アウトドア用途のため、組み立てた状態で持ち運ぶシーンも多い。そこで組み立てたパーツ同士が外れにくいよう、パーツの差込部分の溝を扇形に(特許出願中)。パーツを差し込んで回転させることでカッチリはまるようにするなど携行性を高めた。MMITYメンバーのミヤタ(宮田大克社長)によるコーティングで防水性も付与。野外で自由な体勢で座れるよう、横枠を取り払ってフラットな座面にするなど様々な工夫を施している。

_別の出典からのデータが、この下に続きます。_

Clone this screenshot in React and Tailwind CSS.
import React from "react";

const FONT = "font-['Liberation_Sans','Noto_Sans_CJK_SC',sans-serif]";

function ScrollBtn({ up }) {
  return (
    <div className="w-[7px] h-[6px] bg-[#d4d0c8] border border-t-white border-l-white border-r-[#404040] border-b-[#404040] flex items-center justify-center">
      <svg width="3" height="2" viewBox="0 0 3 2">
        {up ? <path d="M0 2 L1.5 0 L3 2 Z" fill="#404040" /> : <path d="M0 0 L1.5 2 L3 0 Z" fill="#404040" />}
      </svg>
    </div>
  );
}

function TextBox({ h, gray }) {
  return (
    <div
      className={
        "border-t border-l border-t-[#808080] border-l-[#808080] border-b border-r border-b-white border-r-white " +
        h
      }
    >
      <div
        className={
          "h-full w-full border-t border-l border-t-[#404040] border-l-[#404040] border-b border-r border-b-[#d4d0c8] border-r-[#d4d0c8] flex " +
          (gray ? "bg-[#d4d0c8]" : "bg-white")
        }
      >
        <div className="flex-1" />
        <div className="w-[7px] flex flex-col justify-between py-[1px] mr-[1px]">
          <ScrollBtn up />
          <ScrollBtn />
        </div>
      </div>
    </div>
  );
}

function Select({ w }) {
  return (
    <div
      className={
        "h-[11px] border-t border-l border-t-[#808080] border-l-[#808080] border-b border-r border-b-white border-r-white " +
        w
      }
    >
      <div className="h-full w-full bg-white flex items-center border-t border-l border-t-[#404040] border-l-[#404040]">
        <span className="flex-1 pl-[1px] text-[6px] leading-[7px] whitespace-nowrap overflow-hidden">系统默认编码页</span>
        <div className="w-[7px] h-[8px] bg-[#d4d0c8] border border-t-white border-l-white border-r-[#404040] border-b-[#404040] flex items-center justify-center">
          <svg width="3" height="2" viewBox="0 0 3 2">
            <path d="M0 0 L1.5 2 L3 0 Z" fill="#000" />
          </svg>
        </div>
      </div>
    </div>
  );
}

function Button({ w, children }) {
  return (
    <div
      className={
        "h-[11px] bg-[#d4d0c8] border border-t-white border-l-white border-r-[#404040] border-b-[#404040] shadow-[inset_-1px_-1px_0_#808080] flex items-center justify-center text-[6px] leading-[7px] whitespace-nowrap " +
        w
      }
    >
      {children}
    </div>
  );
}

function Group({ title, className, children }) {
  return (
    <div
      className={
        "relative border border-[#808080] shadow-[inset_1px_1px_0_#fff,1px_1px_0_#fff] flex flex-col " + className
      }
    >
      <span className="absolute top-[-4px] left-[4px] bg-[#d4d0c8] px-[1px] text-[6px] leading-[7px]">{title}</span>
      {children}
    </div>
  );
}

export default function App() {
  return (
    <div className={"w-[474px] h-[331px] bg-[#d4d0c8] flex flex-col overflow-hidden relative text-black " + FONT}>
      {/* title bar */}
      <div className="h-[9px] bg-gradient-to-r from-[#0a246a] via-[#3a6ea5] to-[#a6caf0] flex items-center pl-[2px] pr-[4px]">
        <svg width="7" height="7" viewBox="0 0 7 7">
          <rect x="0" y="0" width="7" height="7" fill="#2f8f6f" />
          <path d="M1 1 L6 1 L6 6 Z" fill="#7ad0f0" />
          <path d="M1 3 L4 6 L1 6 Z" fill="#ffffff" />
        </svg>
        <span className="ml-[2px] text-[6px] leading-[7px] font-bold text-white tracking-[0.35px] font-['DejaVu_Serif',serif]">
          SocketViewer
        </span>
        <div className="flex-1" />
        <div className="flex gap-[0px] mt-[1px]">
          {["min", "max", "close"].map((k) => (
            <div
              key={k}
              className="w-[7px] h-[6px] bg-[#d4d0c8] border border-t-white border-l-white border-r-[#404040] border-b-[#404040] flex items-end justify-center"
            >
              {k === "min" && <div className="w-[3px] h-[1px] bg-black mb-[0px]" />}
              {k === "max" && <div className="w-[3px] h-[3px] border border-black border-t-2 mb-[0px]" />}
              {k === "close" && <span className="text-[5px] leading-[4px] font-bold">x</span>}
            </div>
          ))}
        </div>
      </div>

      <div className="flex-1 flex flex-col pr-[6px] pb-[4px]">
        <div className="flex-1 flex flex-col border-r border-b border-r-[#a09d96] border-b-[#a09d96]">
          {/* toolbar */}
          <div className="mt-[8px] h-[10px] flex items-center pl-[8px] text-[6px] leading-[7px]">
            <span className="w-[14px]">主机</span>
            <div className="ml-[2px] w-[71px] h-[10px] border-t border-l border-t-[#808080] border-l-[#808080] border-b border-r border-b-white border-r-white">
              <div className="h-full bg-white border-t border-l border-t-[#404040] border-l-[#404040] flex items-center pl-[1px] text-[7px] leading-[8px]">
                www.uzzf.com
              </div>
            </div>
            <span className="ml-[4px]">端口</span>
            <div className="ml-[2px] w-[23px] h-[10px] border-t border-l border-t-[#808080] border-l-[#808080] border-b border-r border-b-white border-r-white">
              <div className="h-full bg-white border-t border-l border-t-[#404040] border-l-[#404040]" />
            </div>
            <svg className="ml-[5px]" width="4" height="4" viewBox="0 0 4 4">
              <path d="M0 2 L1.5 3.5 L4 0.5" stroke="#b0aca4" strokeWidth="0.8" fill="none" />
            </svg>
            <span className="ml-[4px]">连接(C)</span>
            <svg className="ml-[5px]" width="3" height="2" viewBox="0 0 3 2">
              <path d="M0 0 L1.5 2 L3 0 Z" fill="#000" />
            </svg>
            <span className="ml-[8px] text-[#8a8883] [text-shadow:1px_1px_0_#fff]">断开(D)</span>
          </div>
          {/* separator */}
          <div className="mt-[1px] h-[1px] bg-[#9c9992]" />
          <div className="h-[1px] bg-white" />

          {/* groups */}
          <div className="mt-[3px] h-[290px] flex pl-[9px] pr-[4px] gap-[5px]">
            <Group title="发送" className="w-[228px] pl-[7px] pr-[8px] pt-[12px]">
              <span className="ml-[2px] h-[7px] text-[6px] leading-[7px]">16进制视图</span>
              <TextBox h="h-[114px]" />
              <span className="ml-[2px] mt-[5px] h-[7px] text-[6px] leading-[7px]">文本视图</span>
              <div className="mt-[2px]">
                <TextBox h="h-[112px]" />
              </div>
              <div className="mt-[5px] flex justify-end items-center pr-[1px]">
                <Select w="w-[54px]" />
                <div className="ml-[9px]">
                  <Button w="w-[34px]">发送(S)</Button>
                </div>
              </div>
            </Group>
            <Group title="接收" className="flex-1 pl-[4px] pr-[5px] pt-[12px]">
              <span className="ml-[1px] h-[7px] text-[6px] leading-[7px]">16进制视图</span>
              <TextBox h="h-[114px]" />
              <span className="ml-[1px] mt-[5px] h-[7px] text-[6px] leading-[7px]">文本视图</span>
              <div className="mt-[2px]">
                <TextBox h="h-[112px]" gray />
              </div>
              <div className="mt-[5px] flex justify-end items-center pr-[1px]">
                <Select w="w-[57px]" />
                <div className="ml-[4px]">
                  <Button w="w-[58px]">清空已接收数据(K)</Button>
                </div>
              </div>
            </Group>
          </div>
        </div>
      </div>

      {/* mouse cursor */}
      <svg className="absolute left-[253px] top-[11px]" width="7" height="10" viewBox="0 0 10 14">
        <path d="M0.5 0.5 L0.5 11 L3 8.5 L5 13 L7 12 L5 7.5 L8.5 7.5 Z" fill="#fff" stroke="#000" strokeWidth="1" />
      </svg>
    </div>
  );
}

「このコミュニティで作りたいものは山ほどある」と安岡氏は話す。「デザイナーは加工技術次第で創作の幅がまったく違ってくる。それを何でも叶え得るのが東大阪。そうした方々とご一緒できたのはすごく有難いと思っている」

一方、MMITYのメンバーも手ごたえを感じている。宮田氏は「久しぶりにモノづくりが楽しい。これまで依頼されたものを形にしていただけで、お金に変わる仕事しかしていなかったことに気付いた。元々我々は皆、純粋にモノづくりが好き。今回はそれを久しぶりに思い出した」と破顔。池田氏も、「中小零細の町工場は、最終プロダクトが見えないなか図面を提供されてモノを作る。しかし今回はゼロからの製品づくり。勉強になるうえ、新鮮さや原点に立ち返った思いも感じる」と話す。

ペーパーサイズチェアは近くクラウドファンディングで先行販売し、その後はECでの販売を予定。イスに続く第2・第3の「ペーパーサイズシリーズ」も計画中だ。

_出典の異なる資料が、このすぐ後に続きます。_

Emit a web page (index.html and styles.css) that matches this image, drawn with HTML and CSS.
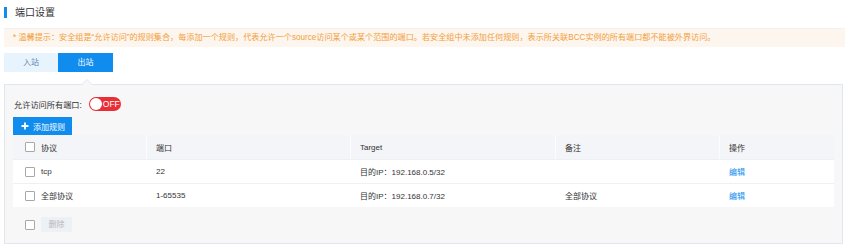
FILE: index.html
```html
<!DOCTYPE html>
<html lang="zh">
<head>
<meta charset="utf-8">
<title>端口设置</title>
<link rel="stylesheet" href="styles.css">
</head>
<body>
<div class="page">
  <div class="title"><span class="title-bar"></span><span class="title-text">端口设置</span></div>
  <div class="notice">* 温馨提示：安全组是“允许访问”的规则集合，每添加一个规则，代表允许一个source访问某个或某个范围的端口。若安全组中未添加任何规则，表示所关联BCC实例的所有端口都不能被外界访问。</div>
  <div class="tabs">
    <div class="tab">入站</div>
    <div class="tab active">出站</div>
  </div>
  <div class="panel">
    <div class="toggle-row">
      <span class="toggle-label">允许访问所有端口:</span>
      <span class="switch"><span class="knob"></span><span class="switch-text">OFF</span></span>
    </div>
    <div class="actions">
      <button class="add-btn"><svg class="plus" width="8" height="8" viewBox="0 0 8 8"><path d="M4 0.5V7.5M0.5 4H7.5" stroke="#fff" stroke-width="1.8"/></svg><span>添加规则</span></button>
    </div>
    <div class="grid">
      <div class="row head">
        <div class="cell c1"><span class="cb"></span><span>协议</span></div>
        <div class="cell">端口</div>
        <div class="cell">Target</div>
        <div class="cell">备注</div>
        <div class="cell">操作</div>
      </div>
      <div class="row">
        <div class="cell c1"><span class="cb"></span><span>tcp</span></div>
        <div class="cell">22</div>
        <div class="cell">目的IP：192.168.0.5/32</div>
        <div class="cell"></div>
        <div class="cell"><a class="link">编辑</a></div>
      </div>
      <div class="row">
        <div class="cell c1"><span class="cb"></span><span>全部协议</span></div>
        <div class="cell">1-65535</div>
        <div class="cell">目的IP：192.168.0.7/32</div>
        <div class="cell">全部协议</div>
        <div class="cell"><a class="link">编辑</a></div>
      </div>
    </div>
    <div class="footer">
      <span class="cb"></span>
      <span class="del-btn">删除</span>
    </div>
  </div>
</div>
</body>
</html>
```

FILE: styles.css
```css
* { box-sizing: border-box; }
html, body { margin: 0; padding: 0; background: #fff; }
body {
  font-family: "Liberation Sans", "Noto Sans CJK SC", sans-serif;
  font-size: 8px;
  color: #333;
}
.page { padding: 0 5px 0 4px; }

.title {
  height: 29px;
  display: flex;
  align-items: flex-start;
  padding-top: 7px;
  border-bottom: 1px solid #f2f2f2;
}
.title-bar { width: 3px; height: 11px; background: #108cee; }
.title-text {
  margin-left: 8px;
  font-size: 10px;
  line-height: 11px;
  color: #333;
}

.notice {
  height: 18px;
  line-height: 18px;
  background: #fdf6ee;
  color: #f3a03c;
  padding-left: 9px;
  font-size: 8.15px;
  white-space: nowrap;
  overflow: hidden;
}

.tabs { display: flex; margin-top: 6px; }
.tab {
  width: 54px;
  height: 19px;
  line-height: 19px;
  text-align: center;
  background: #e8f4fd;
  color: #5b87ad;
}
.tab.active { background: #108cee; color: #fff; width: 55px; }

.panel {
  position: relative;
  margin-top: 12px;
  margin-right: 2px;
  background: #f7f7f7;
  border: 1px solid #e1e7ee;
  padding: 12px 8px 11px 8px;
}
.panel::before {
  content: "";
  position: absolute;
  top: -6px;
  left: 76px;
  width: 0; height: 0;
  border-left: 6px solid transparent;
  border-right: 6px solid transparent;
  border-bottom: 6px solid #e1e7ee;
}
.panel::after {
  content: "";
  position: absolute;
  top: -5px;
  left: 77px;
  width: 0; height: 0;
  border-left: 5px solid transparent;
  border-right: 5px solid transparent;
  border-bottom: 5px solid #f7f7f7;
}

.toggle-row { display: flex; align-items: center; height: 14px; padding-left: 1px; }
.toggle-label { color: #333; font-size: 8.2px; }
.switch {
  position: relative;
  margin-left: 7px;
  width: 32px;
  height: 14px;
  border-radius: 7px;
  background: #ea2e36;
  display: flex;
  align-items: center;
}
.knob {
  width: 12px; height: 12px;
  border-radius: 50%;
  background: #fff;
  margin-left: 1px;
}
.switch-text { color: #fff; font-size: 8.5px; margin-left: 1px; }

.actions { margin-top: 6px; display: flex; }
.add-btn {
  height: 18px;
  width: 59px;
  border: 0;
  padding: 0 0 0 8px;
  background: #108cee;
  color: #fff;
  font: inherit;
  font-size: 8px;
  display: flex;
  align-items: center;
  gap: 4px;
}

.grid { width: 821px; }
.row {
  display: grid;
  grid-template-columns: 133px 204px 205px 164px 1fr;
  height: 24px;
  background: #fff;
  border-top: 1px solid #eef1f4;
}
.row.head { background: #f3f5f8; border-top: 0; }
.cell {
  display: flex;
  align-items: center;
  padding-left: 10px;
  color: #333;
  white-space: nowrap;
}
.row.head .cell + .cell { border-left: 1px solid #fbfcfd; padding-left: 9px; }
.cell.c1 { padding-left: 12px; gap: 6px; }
.cb {
  display: inline-block;
  width: 10px; height: 10px;
  border: 1px solid #a8a8a8;
  background: #fff;
  border-radius: 1px;
}
.link { color: #108cee; text-decoration: none; }

.footer {
  display: flex;
  align-items: center;
  margin-top: 10px;
  padding-left: 12px;
  gap: 6px;
}
.del-btn {
  width: 31px;
  height: 15px;
  line-height: 15px;
  text-align: center;
  background: #eef1f4;
  color: #b4b8bd;
}
```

「中小事業者から日本のモノづくりを再び元気にしたい」とIPUSE特許事務所代表弁理士の山本英彦氏。「MMITYの活動を見て他の町工場にもこうした挑戦が波及し、モノづくりの衰退をひっくり返す起爆剤になれば」と前を見据える。


MMITY

20212月設立。金属加工を手がけるイケダ・クラフトの池田治氏が代表取締役社長を務め、ディスプレイ製作を手がけるミヤタ(宮田大克社長)、アクリル加工を手がけるシュンプラスチック(村松康至社長)、独自のアクリルジョイント技術を持つパディーフィールド(田窪政博社長)、IPUSE特許事務所(山本英彦代表弁理士)の、様々な技術・資格を持つ5社が参画。プロダクトデザイナーの安岡裕介氏やウェブデザイナー、SNS運用に長けた大学生など様々なバックグラウンドを持つメンバーとコラボしつつ、オリジナルプロダクトの開発を行っている。